REITs are real estate financing vehicles that is modelled after mutual or unit trust funds, which are arrangements for collective investments with a view to earning profits or capital gain income from real estates as beneficiaries of a trust which is divided into units. REITs are managed by either as trustees or boards who then employs managers who are up to the task, leading to maximum rental income, profits and capital gains. Investors contribute money towards capital of REITs by way of buying units or shares in exchange for the rights to receive dividends or interests or capital gains.

Generally, due to economies of scale and deployment of professionalism, REITs have advantage over direct ownership of properties, especially for low-end investors with interest in the real estate. Through the sell of shares or units of the real estate, REITs provide retail investors with the opportunity to diversify among the real estates classes and in various geographical locations.
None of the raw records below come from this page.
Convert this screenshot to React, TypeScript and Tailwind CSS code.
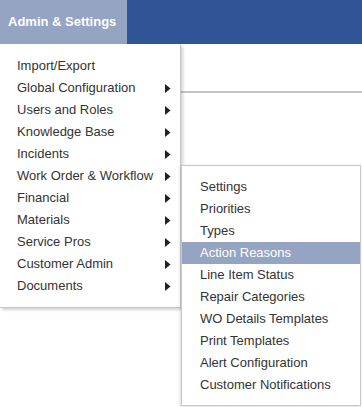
import React from "react";

const mainItems: { label: string; arrow: boolean }[] = [
  { label: "Import/Export", arrow: false },
  { label: "Global Configuration", arrow: true },
  { label: "Users and Roles", arrow: true },
  { label: "Knowledge Base", arrow: true },
  { label: "Incidents", arrow: true },
  { label: "Work Order & Workflow", arrow: true },
  { label: "Financial", arrow: true },
  { label: "Materials", arrow: true },
  { label: "Service Pros", arrow: true },
  { label: "Customer Admin", arrow: true },
  { label: "Documents", arrow: true },
];

const subItems = [
  "Settings",
  "Priorities",
  "Types",
  "Action Reasons",
  "Line Item Status",
  "Repair Categories",
  "WO Details Templates",
  "Print Templates",
  "Alert Configuration",
  "Customer Notifications",
];

function Arrow() {
  return (
    <svg width="6" height="9" viewBox="0 0 6 9" className="absolute left-[165px] top-[7px]">
      <polygon points="0,0 5.5,4.5 0,9" fill="#222" />
    </svg>
  );
}

export default function App() {
  return (
    <div className="relative w-[362px] h-[407px] bg-white overflow-hidden font-['Liberation_Sans',Arial,sans-serif] text-[13px]">
      <div className="flex h-[44px] bg-[#2f5597]">
        <div className="w-[127px] bg-[#95a4c3] text-white font-bold flex items-center pl-2">
          Admin &amp; Settings
        </div>
      </div>
      <div className="mt-[47px] h-[2px] bg-[#c4c4c4]" />

      <div className="absolute left-0 top-[44px] w-[181px] bg-white border-r border-b border-[#c8c8c8] shadow-[2px_2px_3px_rgba(0,0,0,0.18)] pt-[11px] pb-[10px]">
        {mainItems.map((it) => (
          <div key={it.label} className="relative h-[22px] leading-[22px] pl-[17px] text-[#333]">
            {it.label}
            {it.arrow && <Arrow />}
          </div>
        ))}
      </div>

      <div className="absolute left-[181px] top-[165px] w-[180px] bg-white border border-[#c8c8c8] shadow-[-1px_1px_3px_rgba(0,0,0,0.15)] pt-[10px] pb-[9px]">
        {subItems.map((s) => (
          <div
            key={s}
            className={
              s === "Action Reasons"
                ? "h-[22px] leading-[22px] pl-[18px] bg-[#95a4c3] text-white"
                : "h-[22px] leading-[22px] pl-[18px] text-[#333]"
            }
          >
            {s}
          </div>
        ))}
      </div>
    </div>
  );
}
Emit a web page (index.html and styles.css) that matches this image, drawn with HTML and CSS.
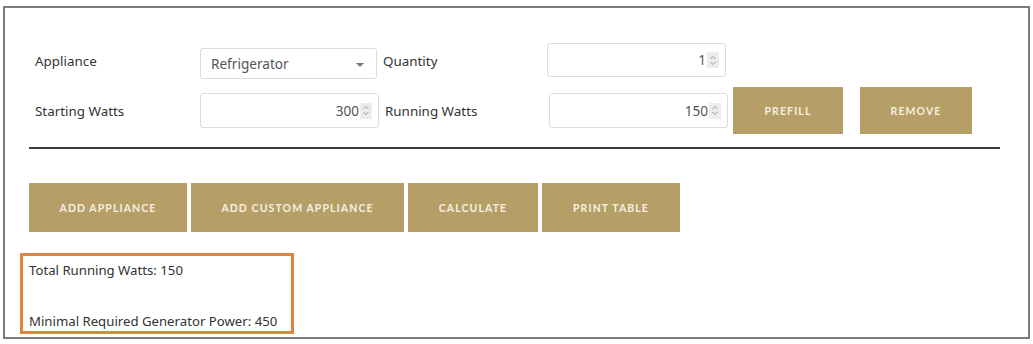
FILE: index.html
```html
<!DOCTYPE html>
<html>
<head>
<meta charset="utf-8">
<link rel="stylesheet" href="styles.css">
</head>
<body>
<div class="frame">
  <div class="form">
    <div class="row row1">
      <div class="label lab1">Appliance</div>
      <div class="field select">
        <span class="val-left">Refrigerator</span>
        <span class="caret"></span>
      </div>
      <div class="label lab2">Quantity</div>
      <div class="field num qty">
        <span class="val">1</span>
        <span class="spin"><svg width="8" height="11" viewBox="0 0 8 11"><path d="M1.5 4 L4 1.5 L6.5 4 M1.5 7 L4 9.5 L6.5 7" fill="none" stroke="#9a9a9a" stroke-width="1"/></svg></span>
      </div>
    </div>
    <div class="row row2">
      <div class="label lab1">Starting Watts</div>
      <div class="field num start">
        <span class="val">300</span>
        <span class="spin"><svg width="8" height="11" viewBox="0 0 8 11"><path d="M1.5 4 L4 1.5 L6.5 4 M1.5 7 L4 9.5 L6.5 7" fill="none" stroke="#9a9a9a" stroke-width="1"/></svg></span>
      </div>
      <div class="label lab2b">Running Watts</div>
      <div class="field num run">
        <span class="val">150</span>
        <span class="spin"><svg width="8" height="11" viewBox="0 0 8 11"><path d="M1.5 4 L4 1.5 L6.5 4 M1.5 7 L4 9.5 L6.5 7" fill="none" stroke="#9a9a9a" stroke-width="1"/></svg></span>
      </div>
      <button class="btn prefill">Prefill</button>
      <button class="btn remove">Remove</button>
    </div>
  </div>
  <div class="rule"></div>
  <div class="actions">
    <button class="btn b1">Add Appliance</button>
    <button class="btn b2">Add Custom Appliance</button>
    <button class="btn b3">Calculate</button>
    <button class="btn b4">Print Table</button>
  </div>
  <div class="results">
    <div class="res">Total Running Watts: 150</div>
    <div class="res">Minimal Required Generator Power: 450</div>
  </div>
</div>
</body>
</html>
```
FILE: styles.css
```css
* { box-sizing: border-box; }
html, body { margin: 0; padding: 0; background: #fff; }
body { font-family: "Noto Sans", "Open Sans", sans-serif; color: #333; }

.frame {
  margin: 6px 0 0 3px;
  width: 1027px;
  height: 333px;
  border: 2px solid #7b7b7b;
}

.form { padding-top: 35px; padding-left: 30px; }

.row { display: flex; }
.row1 { height: 36px; align-items: flex-start; }
.row2 { height: 47px; margin-top: 8px; align-items: center; }

.label { font-size: 13.4px; line-height: 20px; color: #333; }
.row1 .label { margin-top: 8px; }
.lab1 { width: 165px; }
.lab2 { width: 164px; margin-left: 6px; }
.lab2b { width: 164px; margin-left: 6px; }

.field {
  border: 1px solid #dcdcdc;
  border-radius: 3px;
  background: #fff;
  display: flex;
  align-items: center;
  font-size: 13.6px;
  color: #555;
}

.select { width: 177px; height: 31px; margin-top: 5px; padding: 0 12px 0 10px; justify-content: space-between; }
.caret { width: 0; height: 0; border-left: 4px solid transparent; border-right: 4px solid transparent; border-top: 4px solid #777; margin-top: 2px; }

.num { justify-content: flex-end; padding-right: 6px; }
.qty { width: 179px; height: 34px; }
.start { width: 179px; height: 35px; }
.run { width: 179px; height: 35px; }
.val { line-height: 20px; }
.spin {
  width: 12px; height: 16px; margin-left: 1px;
  background: #ececec;
  display: flex; align-items: center; justify-content: center;
}

.btn {
  border: 0;
  background: #b69e67;
  color: #f6efe0;
  font-family: "Lato", "Noto Sans", sans-serif;
  font-weight: 700;
  font-size: 10.5px;
  letter-spacing: 1.1px;
  text-transform: uppercase;
  padding: 0;
  cursor: pointer;
}
.prefill { width: 110px; height: 47px; margin-left: 5px; }
.remove { width: 112px; height: 47px; margin-left: 17px; }

.rule { margin: 13px 0 0 24px; width: 971px; height: 0; border-top: 2px solid #3a3a3a; }

.actions { display: flex; gap: 4px; margin: 34px 0 0 24px; }
.actions .btn { height: 49px; }
.b1 { width: 158px; }
.b2 { width: 213px; }
.b3 { width: 130px; }
.b4 { width: 138px; }

.results {
  margin: 21px 0 0 15px;
  width: 274px;
  height: 81px;
  border: 3px solid #e5843f;
  padding: 5px 0 0 6px;
}
.res { font-size: 13.2px; line-height: 18px; color: #333; }
.res + .res { margin-top: 33px; }
```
Let us assume that, there is a day where, one of our Pension or Social Security Funds or the NHC or Watumishi Housing or Tanzania Building Agency or any other such Institution, decides to change their property development financing model and therefore convert some of their properties into units or shares and then sell these shares publicly to individuals and institutions that have interest on the real estates exposure, and then use these proceeds (funds) obtained by selling shares related to particular properties to build other properties then convert them again into units and sell them to investors, and so on. What will happen? (1) there would be a another layer of efficiently priced source of financing in the real estate space; (2) there would many Tanzanian that will be afforded economic and financial inclusion opportunity not only via financing, but also in ownership in the sector; and (3) there would be another front for our nascent capital markets growth as to provides the platform for long term project financing.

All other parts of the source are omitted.